Myths and misinformation abound. Islamic State fighters are afraid of Kurdish all-women brigades (they aren’t). Women join groups like the Islamic State only to become “jihadi brides” (they don’t). The Islamic State mandated female genital mutilation in Mosul, Iraq (it didn’t).
Aphorisms about the motivations of terrorists are appealing; if only it were true that, as the saying goes, “what terrorists fear most is educated girls.” But building schools and investing in girls’ education should be long-term investments that are ends in themselves, not knee-jerk reactions to extremist violence.
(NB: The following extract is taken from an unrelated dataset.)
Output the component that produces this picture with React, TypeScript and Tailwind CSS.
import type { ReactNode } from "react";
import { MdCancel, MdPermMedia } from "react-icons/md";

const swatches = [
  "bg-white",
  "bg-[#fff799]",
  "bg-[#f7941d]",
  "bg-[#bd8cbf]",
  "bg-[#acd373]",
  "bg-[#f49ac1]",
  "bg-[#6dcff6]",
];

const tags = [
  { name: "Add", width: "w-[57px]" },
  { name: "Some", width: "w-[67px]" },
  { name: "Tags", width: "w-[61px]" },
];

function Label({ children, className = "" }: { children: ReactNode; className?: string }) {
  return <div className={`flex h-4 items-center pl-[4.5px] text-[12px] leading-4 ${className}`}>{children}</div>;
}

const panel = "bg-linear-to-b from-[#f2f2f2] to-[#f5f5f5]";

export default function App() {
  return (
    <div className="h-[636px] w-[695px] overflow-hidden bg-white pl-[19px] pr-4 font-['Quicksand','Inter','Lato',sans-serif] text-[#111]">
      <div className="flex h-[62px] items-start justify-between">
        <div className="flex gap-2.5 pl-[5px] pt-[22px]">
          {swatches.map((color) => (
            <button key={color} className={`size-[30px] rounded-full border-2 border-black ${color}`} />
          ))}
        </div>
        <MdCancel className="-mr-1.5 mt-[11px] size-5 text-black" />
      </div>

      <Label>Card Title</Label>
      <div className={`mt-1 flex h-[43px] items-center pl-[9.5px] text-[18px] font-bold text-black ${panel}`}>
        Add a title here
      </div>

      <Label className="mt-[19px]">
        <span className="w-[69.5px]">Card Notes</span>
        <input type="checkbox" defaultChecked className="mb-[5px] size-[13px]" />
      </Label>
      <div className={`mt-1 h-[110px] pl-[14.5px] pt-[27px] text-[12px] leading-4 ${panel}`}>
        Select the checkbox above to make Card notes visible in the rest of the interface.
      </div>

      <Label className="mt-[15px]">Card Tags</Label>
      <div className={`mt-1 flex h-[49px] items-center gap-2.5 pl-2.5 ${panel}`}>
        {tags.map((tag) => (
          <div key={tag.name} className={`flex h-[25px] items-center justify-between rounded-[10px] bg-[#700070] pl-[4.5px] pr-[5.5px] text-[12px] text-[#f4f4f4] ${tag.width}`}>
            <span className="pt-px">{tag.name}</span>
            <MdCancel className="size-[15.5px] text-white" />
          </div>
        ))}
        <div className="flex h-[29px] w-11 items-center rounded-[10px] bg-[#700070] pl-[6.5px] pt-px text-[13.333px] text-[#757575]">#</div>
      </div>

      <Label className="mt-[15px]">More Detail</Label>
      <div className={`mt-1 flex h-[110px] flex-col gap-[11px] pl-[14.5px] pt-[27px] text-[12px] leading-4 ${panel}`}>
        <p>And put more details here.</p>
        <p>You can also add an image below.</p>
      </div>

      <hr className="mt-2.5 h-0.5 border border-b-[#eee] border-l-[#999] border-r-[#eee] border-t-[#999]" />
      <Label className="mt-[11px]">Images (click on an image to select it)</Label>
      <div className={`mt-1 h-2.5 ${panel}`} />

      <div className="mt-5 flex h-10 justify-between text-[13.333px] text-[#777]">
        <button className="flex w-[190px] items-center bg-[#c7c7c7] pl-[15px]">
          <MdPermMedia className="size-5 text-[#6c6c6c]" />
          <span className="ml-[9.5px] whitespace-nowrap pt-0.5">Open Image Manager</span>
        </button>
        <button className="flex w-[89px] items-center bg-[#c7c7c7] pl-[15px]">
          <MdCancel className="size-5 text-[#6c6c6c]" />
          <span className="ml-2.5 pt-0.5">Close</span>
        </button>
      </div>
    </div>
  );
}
Merely defining the West in contrast to “barbarism” and talking of “rescuing” women fall short at best; at worst, doing so sets women up as symbolic targets for terrorist violence, squeezing them between terror and counter terror.
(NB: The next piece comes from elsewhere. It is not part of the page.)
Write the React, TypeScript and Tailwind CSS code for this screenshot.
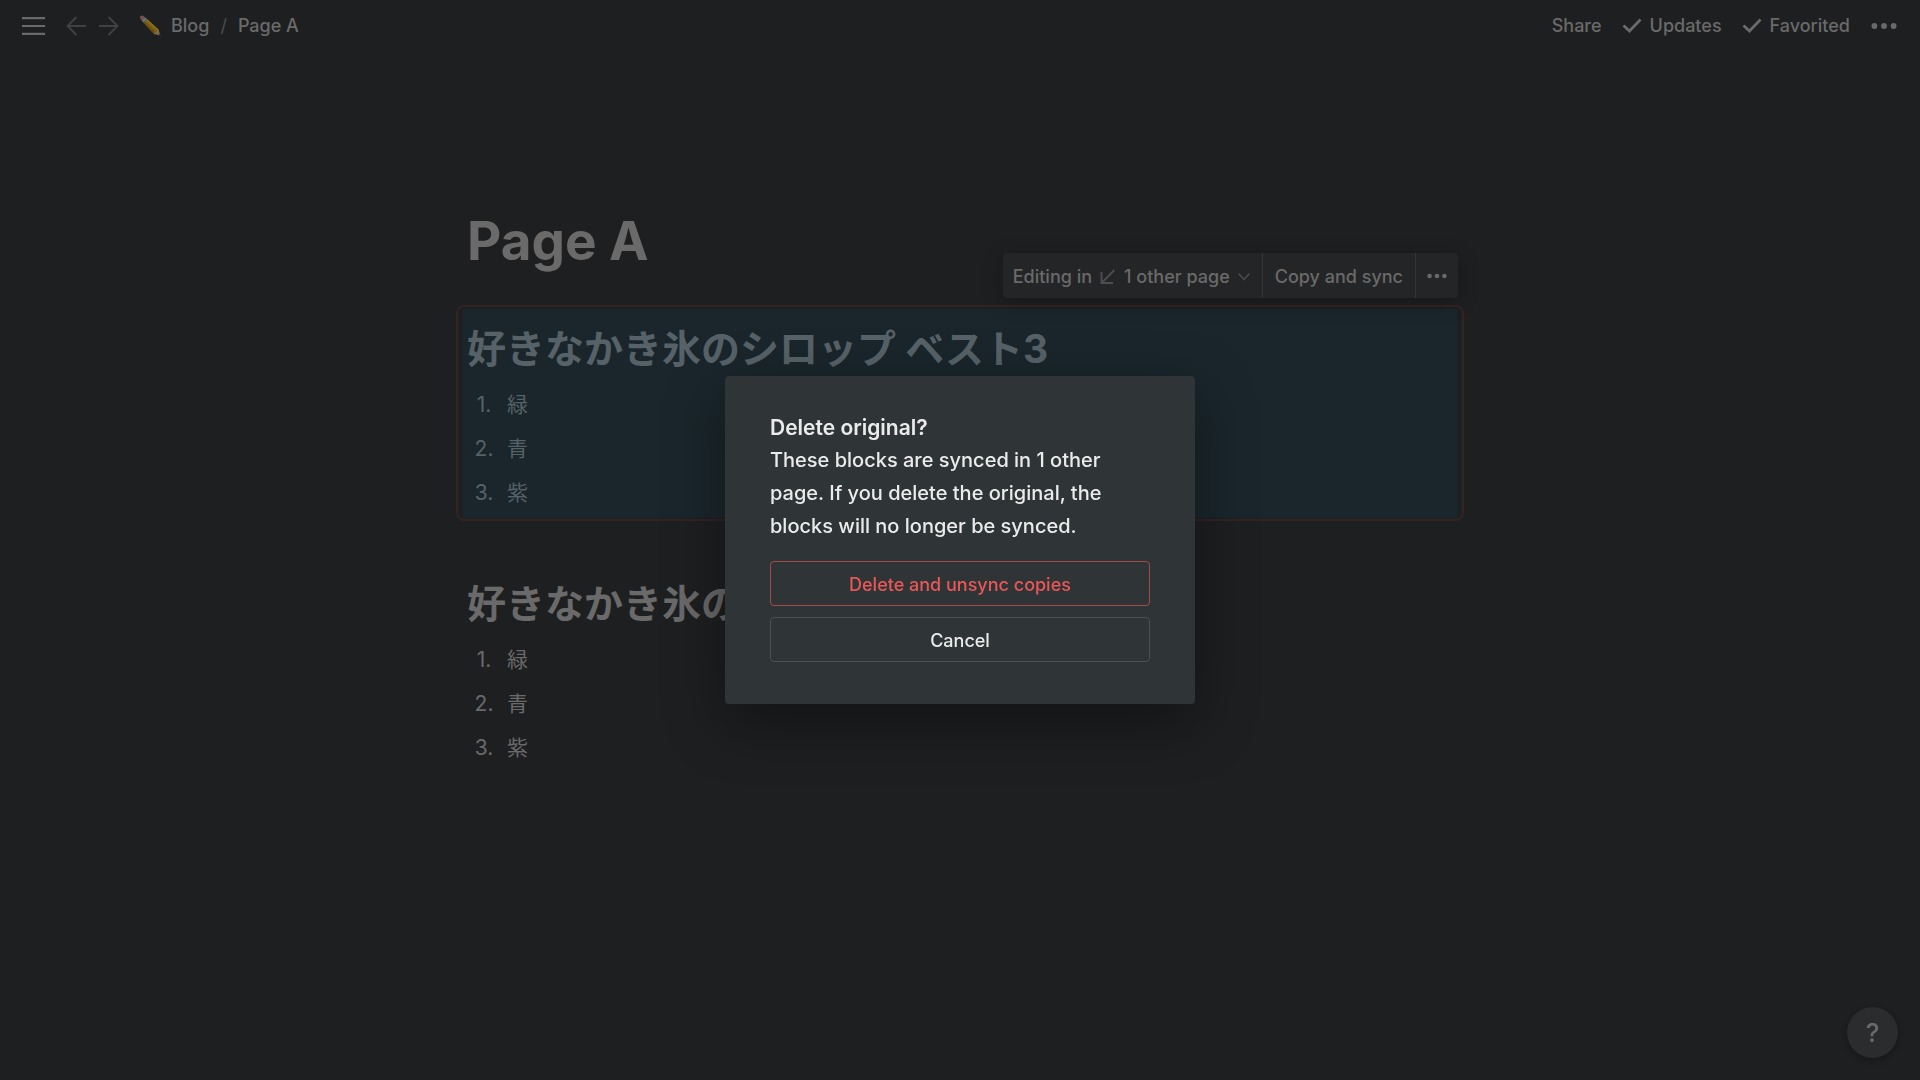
import React from "react";

const items = ["緑", "青", "紫"];
const heading = "好きなかき氷のシロップ ベスト3";

function CheckIcon() {
  return (
    <svg width="20" height="16" viewBox="0 0 20 16" fill="none" stroke="currentColor" strokeWidth="2.8" aria-hidden="true">
      <path d="M1.5 7.5 L7.5 13 L18.5 1.5" />
    </svg>
  );
}

function Dots({ small = false }: { small?: boolean }) {
  return small ? (
    <svg width="20" height="6" viewBox="0 0 20 6" fill="currentColor" aria-hidden="true">
      <circle cx="2.6" cy="3" r="2.3" />
      <circle cx="10" cy="3" r="2.3" />
      <circle cx="17.4" cy="3" r="2.3" />
    </svg>
  ) : (
    <svg width="26" height="6" viewBox="0 0 26 6" fill="currentColor" aria-hidden="true">
      <circle cx="3.4" cy="3" r="2.9" />
      <circle cx="13" cy="3" r="2.9" />
      <circle cx="22.6" cy="3" r="2.9" />
    </svg>
  );
}

function Pencil() {
  return (
    <svg width="22" height="22" viewBox="0 0 22 22" aria-hidden="true">
      <path d="M1.1 2.9 Q0.4 1.4 2 .8 Q3.8 .2 4.9 1.2 L6 2.4 L2.6 5.4 Z" fill="#824b4c" />
      <path d="M2.3 5 L5.6 2 L8.6 4.6 L5 8.2 Z" fill="#4c6173" />
      <path d="M3.2 5.8 L6.6 2.9 L7.4 3.6 L4 6.7 Z" fill="#737b82" />
      <path d="M4.5 7.6 L8.2 4.2 L19.5 14.4 L19.9 15.6 L16.2 19.4 L14.8 18.7 Z" fill="#7d6212" />
      <path d="M4.5 7.6 L5.7 6.5 L17 17.2 L16.2 19.4 L14.8 18.7 Z" fill="#6a500e" />
      <path d="M7 5.3 L8.2 4.2 L19.5 14.4 L18.6 15.4 Z" fill="#8c7020" />
      <path d="M19.5 14.4 L21.5 20.8 L14.8 18.7 L16 17.9 L16.6 16.6 L18.2 16.2 Z" fill="#80694a" />
      <path d="M20.8 18.7 L21.6 21.2 L19.2 20.2 Z" fill="#292a2b" />
    </svg>
  );
}

function Arrow({ right = false }: { right?: boolean }) {
  return (
    <svg width="20" height="20" viewBox="0 0 20 20" fill="none" stroke="currentColor" strokeWidth="1.9" aria-hidden="true">
      <path d={right ? "M0 10 H18 M9.5 1 L18.5 10 L9.5 19" : "M20 10 H2 M10.5 1 L1.5 10 L10.5 19"} />
    </svg>
  );
}

function Blocks() {
  return (
    <>
      <h2 className="text-[39px] leading-[52px] font-bold whitespace-nowrap">{heading}</h2>
      <ol className="mt-2">
        {items.map((item, i) => (
          <li key={item} className="flex h-11 items-center text-[21px] leading-8">
            <span className="w-[34px] text-center">{i + 1}.</span>
            <span className="ml-1.5">{item}</span>
          </li>
        ))}
      </ol>
    </>
  );
}

export default function App() {
  return (
    <div className="relative min-h-screen bg-[#1e1f21] font-[Inter,'Noto_Sans_CJK_JP',sans-serif] text-[#6a6a6a]">
      <header className="flex h-[52px] items-center justify-between pr-[23px] pl-[22px] text-[18px] leading-7 font-medium">
        <nav className="flex items-center" aria-label="Breadcrumb">
          <button aria-label="Open sidebar">
            <svg width="23" height="18" viewBox="0 0 23 18" fill="currentColor" aria-hidden="true">
              <path d="M0 0h23v2.2H0zM0 7.9h23v2.2H0zM0 15.8h23V18H0z" />
            </svg>
          </button>
          <button aria-label="Back" className="ml-[21px] text-[#404143]"><Arrow /></button>
          <button aria-label="Forward" className="ml-[13px] text-[#404143]"><Arrow right /></button>
          <a href="#blog" className="ml-5 flex items-center gap-2.5"><Pencil />Blog</a>
          <span className="mx-[11px] font-normal text-[#4c4d4e]">/</span>
          <a href="#page-a">Page A</a>
        </nav>
        <div className="flex items-center">
          <button>Share</button>
          <button className="ml-5 flex items-center gap-2"><CheckIcon />Updates</button>
          <button className="ml-5 flex items-center gap-2"><CheckIcon />Favorited</button>
          <button aria-label="More options" className="ml-[21px]"><Dots /></button>
        </div>
      </header>

      <main className="mx-auto max-w-[1008px] pt-[155px]">
        <h1 className="pl-[11px] text-[53px] leading-[68px] font-bold">Page A</h1>

        <section className="relative mt-[30px] rounded-lg border-2 border-[#342323] px-[5px] pt-0.5 pb-px">
          <div className="bg-[#1a262c] pt-3.5 pb-[3px] pl-1 text-[#566268]">
            <Blocks />
          </div>
          <div className="absolute -top-[54px] right-1 flex h-[45px] rounded bg-[#242527] text-[18px] leading-7 font-medium shadow-[0_4px_20px_rgba(0,0,0,0.25)]">
            <button className="flex items-center pt-0.5 pr-3 pl-2.5">
              Editing in
              <svg className="mx-2 text-[#4c4d4e]" width="16" height="16" viewBox="0 0 16 16" fill="none" stroke="currentColor" strokeWidth="2" aria-hidden="true">
                <path d="M1.5 3 V14 H13 M2 13.5 L14.5 1" />
              </svg>
              1 other page
              <svg className="ml-2 text-[#4c4d4e]" width="12" height="8" viewBox="0 0 12 8" fill="none" stroke="currentColor" strokeWidth="1.5" aria-hidden="true">
                <path d="M.7 .8 L6 6.5 L11.3 .8" />
              </svg>
            </button>
            <button className="border-l border-[#343537] px-3 pt-0.5">Copy and sync</button>
            <button aria-label="Block options" className="border-l border-[#343537] px-[11px]"><Dots small /></button>
          </div>
        </section>

        <section className="mt-[57px] pl-[11px]">
          <Blocks />
        </section>
      </main>

      <button aria-label="Help" className="fixed right-[22px] bottom-[22px] size-[51px] rounded-full bg-[#2b2c2e] text-[26px] font-medium shadow-[0_2px_6px_rgba(0,0,0,0.3)]">
        ?
      </button>

      <div className="fixed inset-0 flex items-center justify-center">
        <div role="dialog" aria-modal="true" aria-labelledby="dialog-title" className="w-[470px] rounded bg-[#2f3437] px-[45px] pt-[35px] pb-[42px] text-[#ebebeb] shadow-[0_18px_60px_rgba(0,0,0,0.4)]">
          <h2 id="dialog-title" className="text-[21px] leading-[33px] font-semibold">Delete original?</h2>
          <p className="text-[20px] leading-[33px] font-medium">
            These blocks are synced in 1 other page. If you delete the original, the blocks will no longer be synced.
          </p>
          <div className="mt-[18px] flex flex-col gap-[11px] text-[18px] leading-7 font-medium">
            <button className="h-[45px] rounded border border-[#a34a4b] pt-0.5 text-[#eb5757]">Delete and unsync copies</button>
            <button className="h-[45px] rounded border border-[#4b5053] pt-0.5">Cancel</button>
          </div>
        </div>
      </div>
    </div>
  );
}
Instead, more attention must be paid to the specific factors that attract women to terrorist groups and the roles they play once there. For example, European women in the Islamic State have spoken of how alienation and restrictions on their religious practices back home, like France’s ban on wearing Burqas in public, helped push them into the group (Ms. Boumeddiene’s reported loss of her job as a cashier for wearing the Niqab should be examined in this light).
Efforts to prevent women from leaving for Iraq and Syria need to address such grievances, just as programs for those who return must be tailored to their specific experiences in the group. The strong influence of social media and peer networks also points to including more young women in these efforts, as well as female community leaders and family members.
This may not sound like much, but for some governments, such targeted approaches are a long way off. Many still deny women’s involvement in terror at all, particularly in jihadist groups, or focus only on women’s role in preventing men from radicalizing. Meanwhile, those same groups are deploying more female suicide bombers who can easily evade detection because of such blind spots. Earlier this month Boko Haram detonated bombs strapped to three girls — possibly some of the abducted schoolchildren — who were able to make it past security guards because of their age and gender.
Terrorists are strategic about using women, in increasingly chilling ways. To fight them, we have to move past simplistic assumptions about gender and terror and get serious about helping women and girls who are on this deadly path, as well as their would-be victims.
Jayne Huckerby, an associate clinical professor of law and the director of the International Human Rights Clinic at the Duke University School of Law, is a co-editor of “Gender, National Security and Counter-Terrorism: Human Rights Perspectives.”